D'abord, il y a l'instrumentation. Batteur sans jambes, Wyatt est bien forcé de se reconvertir, et use et abuse de pianos et claviers en tous genres, mais aussi de samples de sa propre voix, voix qui s'est faite aussi fragile et humble que celle d'un vieillard à la vue de la Mort. Il invite aussi ses amis, notamment Nick Mason (Pink Floyd) à la production et Mike Oldfield qui passe le temps d'un (lumineux) solo de guitare sur la dernière piste.
Et puis, il y a les textes. À la manière de Lewis Carol dans son Jaberwocky, Wyatt triture les mots, les retourne, les remodèle, joue avec leur sens, pour une poésie d'une finesse exquise. Les phrases comme les mots sont découpées sans scrupule pour coller au rythme des morceaux. Chaque chanson est d'une beauté fragile, de Sea Song, déclaration d'amour toute en métaphores marines, à Little Red Riding Hood qui vire au surréalisme le plus total.

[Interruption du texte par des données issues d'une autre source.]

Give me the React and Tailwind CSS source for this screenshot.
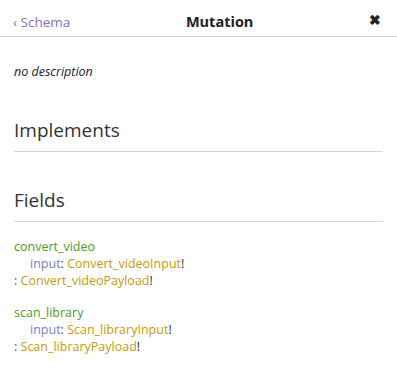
import React from 'react';

const fields = [
  { name: 'convert_video', arg: 'input', argType: 'Convert_videoInput', type: 'Convert_videoPayload' },
  { name: 'scan_library', arg: 'input', argType: 'Scan_libraryInput', type: 'Scan_libraryPayload' },
];

function Field({ field }) {
  return (
    <div className="text-[12.5px] leading-[17px]">
      <div className="text-[#4e9d1c]">{field.name}</div>
      <div className="pl-[16px]">
        <span className="text-[#8078d6]">{field.arg}</span>
        <span className="text-[#555]">: </span>
        <span className="text-[#c99a06]">{field.argType}</span>
        <span className="text-[#333]">!</span>
      </div>
      <div>
        <span className="text-[#555]">: </span>
        <span className="text-[#c99a06]">{field.type}</span>
        <span className="text-[#333]">!</span>
      </div>
    </div>
  );
}

export default function App() {
  return (
    <div className="w-[397px] h-[369px] bg-white text-[#333] font-['Open_Sans',sans-serif] overflow-hidden">
      <div className="h-[37px] border-b border-[#d6d6d6] flex items-center pt-[8px] pl-[13px] pr-[16px]">
        <span className="text-[13.5px] text-[#8a6bd8]">‹ Schema</span>
        <span className="flex-1 text-center text-[14.5px] font-bold text-[#222]">Mutation</span>
        <span className="text-[14px] font-bold text-[#222] leading-none -mt-[4px]">✖</span>
      </div>
      <div className="px-[14px]">
        <div className="pt-[26px] text-[12.5px] leading-[17px] italic text-[#222]">no description</div>
        <div className="mt-[36px] pb-[7px] border-b border-[#d6d6d6] text-[19px] text-[#333] leading-[28px]">Implements</div>
        <div className="mt-[34px] pb-[7px] border-b border-[#d6d6d6] text-[19px] text-[#333] leading-[28px]">Fields</div>
        <div className="mt-[16px] flex flex-col gap-[15px]">
          {fields.map((f) => (
            <Field key={f.name} field={f} />
          ))}
        </div>
      </div>
    </div>
  );
}
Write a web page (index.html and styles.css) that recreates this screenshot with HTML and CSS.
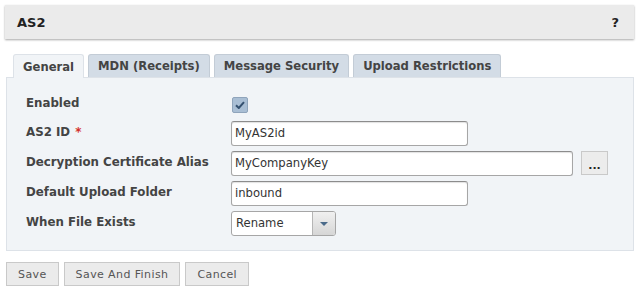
FILE: index.html
```html
<!DOCTYPE html>
<html lang="en">
<head>
    <meta charset="UTF-8">
    <title>AS2</title>
    <link rel="stylesheet" href="styles.css">
</head>
<body>
    <div class="dialog">
        <div class="titlebar">
            <span class="title">AS2</span>
            <span class="help">?</span>
        </div>

        <div class="tabs">
            <div class="tab active">General</div>
            <div class="tab">MDN (Receipts)</div>
            <div class="tab">Message Security</div>
            <div class="tab">Upload Restrictions</div>
        </div>

        <div class="panel">
            <div class="form">
                <label class="label first">Enabled</label>
                <div class="field">
                    <span class="checkbox">
                        <svg width="10" height="8" viewBox="0 0 10 8"><path d="M1 4.2 L3.8 7 L9 1.2" fill="none" stroke="#34506f" stroke-width="2"/></svg>
                    </span>
                </div>

                <label class="label">AS2 ID <span class="req">*</span></label>
                <div class="field"><input class="text" type="text" value="MyAS2id"></div>

                <label class="label">Decryption Certificate Alias</label>
                <div class="field">
                    <input class="text wide" type="text" value="MyCompanyKey">
                    <button class="browse">...</button>
                </div>

                <label class="label">Default Upload Folder</label>
                <div class="field"><input class="text" type="text" value="inbound"></div>

                <label class="label">When File Exists</label>
                <div class="field">
                    <div class="select">
                        <span class="select-value">Rename</span>
                        <span class="select-arrow"></span>
                    </div>
                </div>
            </div>
        </div>

        <div class="actions">
            <button class="btn">Save</button>
            <button class="btn">Save And Finish</button>
            <button class="btn">Cancel</button>
        </div>
    </div>
</body>
</html>
```

FILE: styles.css
```css
* {
    margin: 0;
    padding: 0;
    box-sizing: border-box;
}

body {
    font-family: "DejaVu Sans", Verdana, sans-serif;
    font-size: 12px;
    color: #333;
    background: #fff;
}

.dialog {
    padding: 5px 4px 0 6px;
}

.titlebar {
    height: 34px;
    margin-left: -1px;
    background: #ebebeb;
    box-shadow: 0 1px 2px rgba(0, 0, 0, 0.35);
    display: flex;
    align-items: center;
    justify-content: space-between;
    padding: 0 15px 0 12px;
    font-weight: bold;
    font-size: 13px;
    color: #222;
}

.tabs {
    display: flex;
    gap: 4px;
    margin-top: 15px;
    padding-left: 7px;
}

.tab {
    height: 23px;
    padding: 0 9px;
    display: flex;
    align-items: center;
    font-weight: bold;
    font-size: 11.6px;
    color: #444;
    background: #d3dce6;
    border: 1px solid #c3ccd6;
    border-bottom: none;
    border-radius: 3px 3px 0 0;
}

.tab.active {
    background: #f1f4f7;
    border-color: #dde2e8;
    height: 24px;
    margin-bottom: -1px;
    position: relative;
}

.panel {
    height: 174px;
    background: #f1f4f7;
    border: 1px solid #dde2e8;
    padding: 13px 0 0 19px;
}

.form {
    display: grid;
    grid-template-columns: 205px 1fr;
    grid-auto-rows: 24px;
    row-gap: 6px;
}

.label {
    font-weight: bold;
    font-size: 11.8px;
    color: #444;
    display: flex;
    align-items: center;
    padding-bottom: 3px;
}

.label.first {
    padding-bottom: 0;
}

.req {
    color: #d4302b;
    margin-left: 5px;
}

.field {
    display: flex;
    align-items: center;
}

.checkbox {
    width: 16px;
    height: 16px;
    margin: 4px 0 0 1px;
    background: #a9bed4;
    border: 1px solid #8fa4bb;
    border-radius: 2px;
    display: flex;
    align-items: center;
    justify-content: center;
}

.text {
    width: 237px;
    height: 25px;
    border: 1px solid #a6a6a6;
    border-top-color: #8c8c8c;
    border-radius: 3px;
    box-shadow: inset 0 1px 1px rgba(0, 0, 0, 0.12);
    background: #fff;
    padding: 0 3px;
    font-family: "DejaVu Sans", Verdana, sans-serif;
    font-size: 11.6px;
    color: #333;
}

.text.wide {
    width: 342px;
}

.browse {
    width: 27px;
    height: 24px;
    margin-left: 8px;
    background: #ececec;
    border: 1px solid #c9c9c9;
    font-family: "DejaVu Sans", Verdana, sans-serif;
    font-weight: bold;
    font-size: 11px;
    color: #222;
    padding-top: 4px;
}

.select {
    width: 105px;
    height: 25px;
    display: flex;
    border: 1px solid #a6a6a6;
    border-radius: 3px;
    background: #fff;
    overflow: hidden;
    font-size: 11.6px;
}

.select-value {
    flex: 1;
    padding-left: 4px;
    display: flex;
    align-items: center;
}

.select-arrow {
    width: 23px;
    border-left: 1px solid #b5b5b5;
    background: linear-gradient(#f0f0f0, #d6d6d6);
    position: relative;
}

.select-arrow:after {
    content: "";
    position: absolute;
    left: 7px;
    top: 10px;
    border-left: 4px solid transparent;
    border-right: 4px solid transparent;
    border-top: 4px solid #4a6a8a;
}

.actions {
    display: flex;
    gap: 5px;
    margin-top: 11px;
}

.btn {
    height: 24px;
    padding: 0 11px;
    background: #ebebeb;
    border: 1px solid #c9c9c9;
    font-family: "DejaVu Sans", Verdana, sans-serif;
    font-size: 11px;
    letter-spacing: 0.4px;
    color: #555;
}
```
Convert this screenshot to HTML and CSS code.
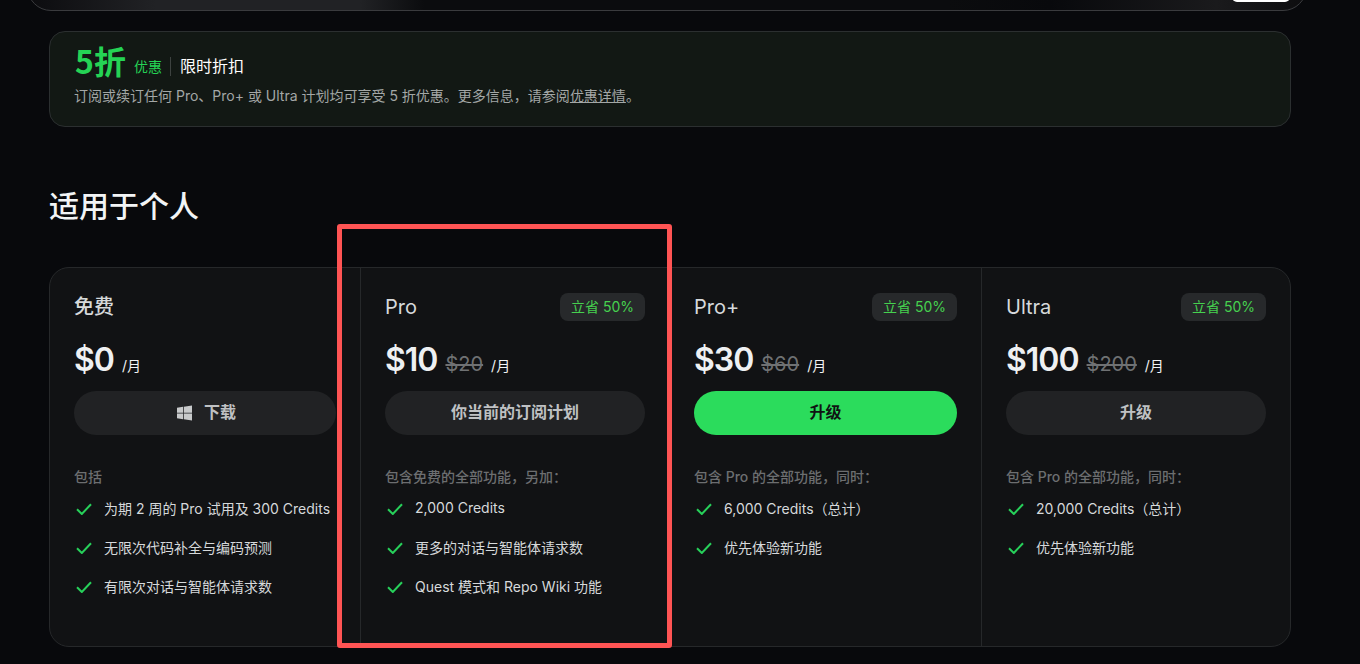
FILE: index.html
```html
<!DOCTYPE html>
<html lang="zh-CN">
<head>
    <meta charset="UTF-8">
    <meta name="viewport" content="width=device-width, initial-scale=1.0">
    <title>定价</title>
    <link rel="stylesheet" href="styles.css">
</head>
<body>
    <div class="page">
        <div class="hero">
            <span class="hero-btn"></span>
        </div>

        <div class="promo">
            <div class="promo-head">
                <span class="promo-big">5折</span>
                <span class="promo-small">优惠</span>
                <span class="promo-title">限时折扣</span>
            </div>
            <p class="promo-text">订阅或续订任何 Pro、Pro+ 或 Ultra 计划均可享受 5 折优惠。更多信息，请参阅<a href="#">优惠详情</a>。</p>
        </div>

        <h2 class="section-title">适用于个人</h2>

        <div class="plans">
            <div class="plan plan-free">
                <div class="plan-head"><h3 class="plan-name plan-name-cn">免费</h3></div>
                <div class="price"><strong>$0</strong><span class="per">/月</span></div>
                <button class="btn">
                    <svg class="win" viewBox="0 0 16 16"><path d="M0 2.3 6.5 1.4V7.6H0ZM7.3 1.3 16 0V7.6H7.3ZM0 8.4H6.5V14.6L0 13.7ZM7.3 8.4H16V16L7.3 14.7Z"/></svg>
                    下载
                </button>
                <div class="includes">包括</div>
                <ul class="features">
                    <li><svg class="check" viewBox="0 0 16 12"><path d="M1 6.2 5.8 11 15 1.2"/></svg>为期 2 周的 Pro 试用及 300 Credits</li>
                    <li><svg class="check" viewBox="0 0 16 12"><path d="M1 6.2 5.8 11 15 1.2"/></svg>无限次代码补全与编码预测</li>
                    <li><svg class="check" viewBox="0 0 16 12"><path d="M1 6.2 5.8 11 15 1.2"/></svg>有限次对话与智能体请求数</li>
                </ul>
            </div>

            <div class="plan plan-pro">
                <div class="plan-head"><h3 class="plan-name">Pro</h3><span class="badge">立省 50%</span></div>
                <div class="price"><strong>$10</strong><s>$20</s><span class="per">/月</span></div>
                <button class="btn">你当前的订阅计划</button>
                <div class="includes">包含免费的全部功能，另加：</div>
                <ul class="features">
                    <li><svg class="check" viewBox="0 0 16 12"><path d="M1 6.2 5.8 11 15 1.2"/></svg>2,000 Credits</li>
                    <li><svg class="check" viewBox="0 0 16 12"><path d="M1 6.2 5.8 11 15 1.2"/></svg>更多的对话与智能体请求数</li>
                    <li><svg class="check" viewBox="0 0 16 12"><path d="M1 6.2 5.8 11 15 1.2"/></svg>Quest 模式和 Repo Wiki 功能</li>
                </ul>
            </div>

            <div class="plan plan-plus">
                <div class="plan-head"><h3 class="plan-name">Pro+</h3><span class="badge">立省 50%</span></div>
                <div class="price"><strong>$30</strong><s>$60</s><span class="per">/月</span></div>
                <button class="btn btn-green">升级</button>
                <div class="includes">包含 Pro 的全部功能，同时：</div>
                <ul class="features">
                    <li><svg class="check" viewBox="0 0 16 12"><path d="M1 6.2 5.8 11 15 1.2"/></svg>6,000 Credits（总计）</li>
                    <li><svg class="check" viewBox="0 0 16 12"><path d="M1 6.2 5.8 11 15 1.2"/></svg>优先体验新功能</li>
                </ul>
            </div>

            <div class="plan plan-ultra">
                <div class="plan-head"><h3 class="plan-name">Ultra</h3><span class="badge">立省 50%</span></div>
                <div class="price"><strong>$100</strong><s>$200</s><span class="per">/月</span></div>
                <button class="btn">升级</button>
                <div class="includes">包含 Pro 的全部功能，同时：</div>
                <ul class="features">
                    <li><svg class="check" viewBox="0 0 16 12"><path d="M1 6.2 5.8 11 15 1.2"/></svg>20,000 Credits（总计）</li>
                    <li><svg class="check" viewBox="0 0 16 12"><path d="M1 6.2 5.8 11 15 1.2"/></svg>优先体验新功能</li>
                </ul>
            </div>

            <div class="highlight"></div>
        </div>
    </div>
</body>
</html>
```

FILE: styles.css
```css
html, body {
    margin: 0;
    height: 100%;
    overflow: hidden;
}

body {
    font-family: Inter, "Noto Sans CJK SC", sans-serif;
    background-color: #08090c;
    color: #d6d9db;
}

.page {
    padding: 0 69px 0 49px;
}

.hero {
    display: flex;
    justify-content: flex-end;
    align-items: flex-end;
    height: 51px;
    margin: -40px -16px 0 -22px;
    padding: 0 16px 8px 0;
    box-sizing: border-box;
    border: 1px solid #3a3b3e;
    border-radius: 24px;
    background: linear-gradient(90deg, #0c0c0f 0%, #212225 10%, #212225 26%, #0b0c0e 31%, #0b0c0e 72%, #08090c 80%, #1a1a1c 93%, #0d0d0f 100%);
}

.hero-btn {
    width: 58px;
    height: 30px;
    border-radius: 5px;
    background-color: #fff;
}

.promo {
    height: 96px;
    margin-top: 20px;
    padding: 12px 24px 0;
    box-sizing: border-box;
    border: 1px solid #2b2f30;
    border-radius: 16px;
    background-color: #121814;
}

.promo-head {
    display: flex;
    align-items: flex-end;
    height: 36px;
}

.promo-big {
    margin: 0 0 2px 1px;
    font-family: "Noto Sans CJK SC", sans-serif;
    font-size: 32px;
    line-height: 36px;
    font-weight: 700;
    color: #25d355;
}

.promo-small {
    margin: 0 0 3px 8px;
    font-size: 14px;
    line-height: 20px;
    color: #25d355;
}

.promo-title {
    margin: 0 0 4px 8px;
    padding-left: 9px;
    border-left: 1px solid #3d4240;
    font-size: 16px;
    line-height: 19px;
    color: #fff;
}

.promo-text {
    margin: 5px 0 0;
    font-size: 14px;
    line-height: 22px;
    color: #a3a7a6;
}

.promo-text a {
    color: #a3a7a6;
}

.section-title {
    margin: 59px 0 0;
    font-size: 30px;
    line-height: 40px;
    font-weight: 500;
    color: #f2f4f5;
}

.plans {
    position: relative;
    display: grid;
    grid-template-columns: 311px 309px 312px 308px;
    height: 380px;
    margin-top: 41px;
    box-sizing: border-box;
    border: 1px solid #26282a;
    border-radius: 20px;
    background-color: #111214;
}

.plan {
    padding: 25px 24px 0;
    box-sizing: border-box;
    border-right: 1px solid #26282a;
}

.plan-ultra {
    border-right: 0;
}

.plan-head {
    display: flex;
    justify-content: space-between;
    align-items: center;
    height: 28px;
}

.plan-name {
    margin: 0;
    font-size: 20px;
    font-weight: 400;
    color: #d6d9db;
}

.plan-name-cn {
    font-family: "Noto Sans CJK SC", sans-serif;
    font-weight: 500;
    line-height: 26px;
    margin-bottom: 2px;
}

.badge {
    width: 85px;
    height: 28px;
    border-radius: 8px;
    background-color: #27292b;
    font-size: 14px;
    line-height: 28px;
    text-align: center;
    color: #46d14f;
}

.price {
    display: flex;
    align-items: baseline;
    height: 44px;
    margin-top: 17px;
}

.price strong {
    font-size: 32px;
    line-height: 44px;
    font-weight: 600;
    letter-spacing: -1px;
    color: #eef0f2;
}

.price s {
    margin-left: 8px;
    font-size: 20px;
    color: #6f7173;
}

.per {
    margin-left: 8px;
    font-size: 14px;
    color: #f2f4f5;
}

.btn {
    display: flex;
    justify-content: center;
    align-items: center;
    gap: 12px;
    width: 100%;
    height: 44px;
    margin-top: 9px;
    padding: 0 0 5px;
    border: 0;
    border-radius: 22px;
    background-color: #212224;
    font-family: inherit;
    font-size: 16px;
    font-weight: 700;
    color: #bfc1c3;
}

.btn-green {
    background-color: #2bdc5c;
    color: #101213;
}

.win {
    width: 15px;
    height: 16px;
    margin: 4px 0 0 3px;
    fill: #c8cacb;
}

.includes {
    margin-top: 32px;
    font-size: 14px;
    line-height: 20px;
    font-weight: 500;
    color: #6c6e70;
}

.features {
    list-style: none;
    margin: 2px 0 0;
    padding: 0;
}

.features li {
    display: flex;
    align-items: center;
    gap: 12px;
    height: 39px;
    padding: 0 0 2px 2px;
    box-sizing: border-box;
    font-size: 14px;
    white-space: nowrap;
    color: #d6d9db;
}

.check {
    flex: none;
    width: 16px;
    height: 12px;
    margin-top: 2px;
    fill: none;
    stroke: #27d05a;
    stroke-width: 2;
}

/* red annotation box drawn over the Pro column */
.highlight {
    position: absolute;
    left: 287px;
    top: -44px;
    width: 335px;
    height: 424px;
    box-sizing: border-box;
    border: 5px solid #ff5454;
    border-radius: 3px;
}
```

Mais surtout, il y a la composition. Virtuose, Robert Wyatt remet tout en question sans jamais perdre l'équilibre des chansons. Le parallèle avec sa situation physique me semble évident : chaque certitude est évaporée, et l'imagination a le champ libre pour réinventer la musique autrement. C'est ce qui déstabilise et en même temps émerveille : les 6 morceaux sont autant de funambules au dessus du vide, enchaînant les acrobaties toujours plus périlleuses sans jamais retomber au sol.
Avec Rock Bottom Robert Wyatt remet en cause, déstructure, déconstruit, choses qui auraient parfois tendance à m'agacer, mais, sur les ruines des habitudes musicales, il restructure, reconstruit et propose quelque chose d’incroyablement beau et unique. La voix, les samples, les expérimentations, les structures des chansons déstabilisent, rebutent et provoquent souvent des réactions extrêmes chez ceux qui tentent de l'appréhender comme un album ordinaire.
Et c'est bien dommage car dans les fonds marins décrits par l'album se cachent des perles. L'envolée vocale à la fin de Sea Song, les trompettes portant Little Red Riding Hood, l'amour hésitant qui exsude de chaque vers du duo Alifib/Alifie, l'éclair passage mais lumineux d'Oldfield sur Little Red Robin Hood... Non, décidément, on ne les trouvera nulle part ailleurs.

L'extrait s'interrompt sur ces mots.